I went to say goodbye to her this night - I remember it was a pleasant, balmy night (as it often is in Palo Alto, California) -- thinking I would kiss her on the cheek and leave her to her ever-deepening sleep.
Instead, she opened her eyes when I said goodbye. And I immediately felt guilty for leaving. And for wanting to leave, even now that she was awake, because watching over someone's deathbed all day is nothing if not draining.
I said something like "Mom, I'm going to go over to Katie's for dinner now, OK?" Then I went to kiss her on the cheek.
To my surprise, she bolted semi-upright and kissed ME on the cheek. A full, hearty kiss. Just like she had done every night when I was little kid, and every night when I was an adult too, if I happened to be visiting with her. My mom never failed with the goodnight kiss.
But of course, she hadn't done that in quite a while. Like I said, she couldn't really move anymore. It must have taken every last ounce of energy she had to sit up and kiss me that night.
She fell back down on her pillow after that, exhausted. She might have croaked out the word "goodbye." Probably not.
Startled, sad and yet uplifted, I left the house to go have dinner with my friend. I knew deep down, somewhere, that it was the last time she would kiss me. But I didn't let myself feel the enormity of it at that moment. I still had the whole business of her actual death to get through (Which is something I thought I was prepared for after her semi-prolonged illness, but I was totally not.)

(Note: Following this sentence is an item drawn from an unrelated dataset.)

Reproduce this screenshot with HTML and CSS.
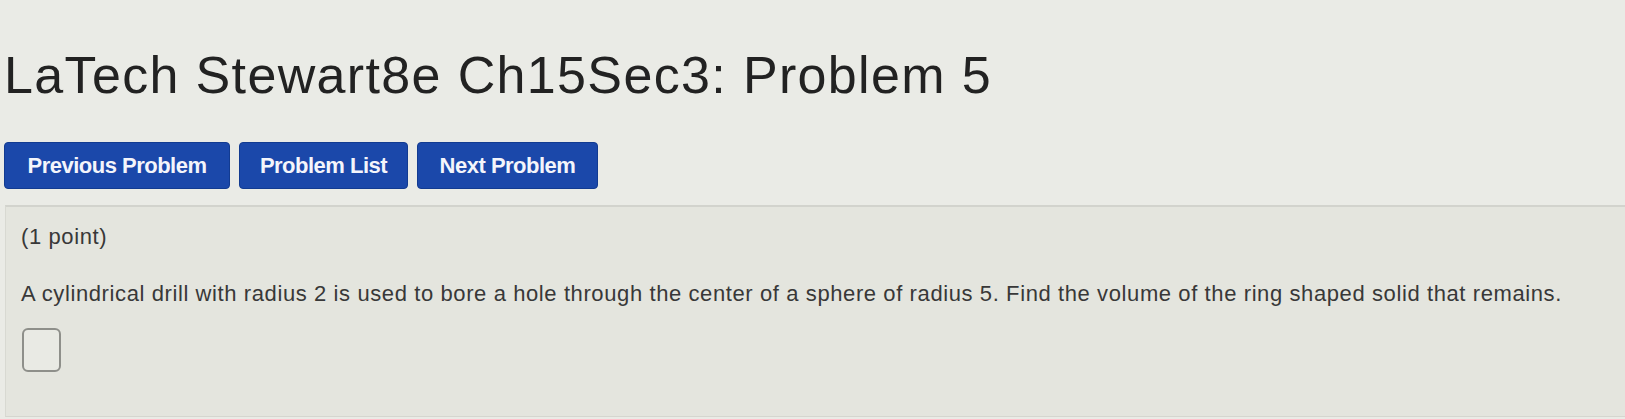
FILE: index.html
```html
<!DOCTYPE html>
<html>
<head>
<meta charset="utf-8">
<link rel="stylesheet" href="styles.css">
</head>
<body>
<div class="page">
  <h1 class="title">LaTech Stewart8e Ch15Sec3: Problem 5</h1>
  <div class="nav">
    <a class="btn btn-prev">Previous Problem</a>
    <a class="btn btn-list">Problem List</a>
    <a class="btn btn-next">Next Problem</a>
  </div>
  <div class="problem">
    <p class="points">(1 point)</p>
    <p class="statement">A cylindrical drill with radius 2 is used to bore a hole through the center of a sphere of radius 5. Find the volume of the ring shaped solid that remains.</p>
    <div class="answer"></div>
  </div>
</div>
</body>
</html>
```

FILE: styles.css
```css
html, body {
  margin: 0;
  padding: 0;
  background: #eaebe6;
  font-family: "Liberation Sans", Arial, sans-serif;
  overflow: hidden;
}
.page {
  width: 1625px;
  height: 419px;
  padding-top: 45px;
  box-sizing: border-box;
}
.title {
  margin: 0 0 37px 4px;
  font-size: 52px;
  line-height: 60px;
  font-weight: normal;
  letter-spacing: 1.35px;
  color: #222;
}
.nav {
  display: flex;
  gap: 9px;
  margin-left: 4px;
  height: 47px;
}
.btn {
  display: flex;
  align-items: center;
  justify-content: center;
  box-sizing: border-box;
  height: 47px;
  background: #1b48aa;
  border: 1px solid #123b91;
  border-radius: 4px;
  color: #f4f5fb;
  font-size: 22px;
  font-weight: bold;
  letter-spacing: -0.5px;
}
.btn-prev { width: 226px; }
.btn-list { width: 169px; }
.btn-next { width: 181px; }
.problem {
  margin-top: 16px;
  margin-left: 5px;
  height: 212px;
  box-sizing: border-box;
  border-top: 2px solid #d2d3cd;
  border-left: 1px solid #d8d9d2;
  border-bottom: 1px solid #d5d6cf;
  background: #e4e5de;
  padding: 17px 0 0 15px;
  color: #383838;
}
.points {
  margin: 0;
  font-size: 22px;
  line-height: 26px;
  letter-spacing: 0.6px;
}
.statement {
  margin: 31px 0 0 0;
  font-size: 22px;
  line-height: 26px;
  letter-spacing: 0.6px;
}
.answer {
  margin: 21px 0 0 1px;
  width: 39px;
  height: 44px;
  box-sizing: border-box;
  border: 2px solid #8e8f8a;
  border-radius: 6px;
  background: #e9eae4;
}
```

But now, four years later, I think often about that moment. How she must have known she was dying because she made that last effort to let me know just how much she loved me.
Four years later the thought of that kiss both sustains me and also makes me weep uncontrollably.
I also often feel an intense anger at myself for not writing down every word of this exchange in my journal right after it happened. For example, I don't know the exact date that last kiss happened. What kind of writer am I? What kind of daughter am I?
When the anger passes, though, I realize I wasn't such a bad daughter. Oh sure, I was completely self-involved and constantly caught up in my own dramas. But despite our occasional squabbles and screaming fights (remind me to tell you about the time I threw a spoon at her at Thanksgiving), my mom and I were the best of friends. And that made both our lives so much better.
I like to think that it made her death a little better too.
And even if I didn't write down the stupid date or exactly what we said (which is what my mom would have done if she'd been able to write in her journal), I will never forget that kiss.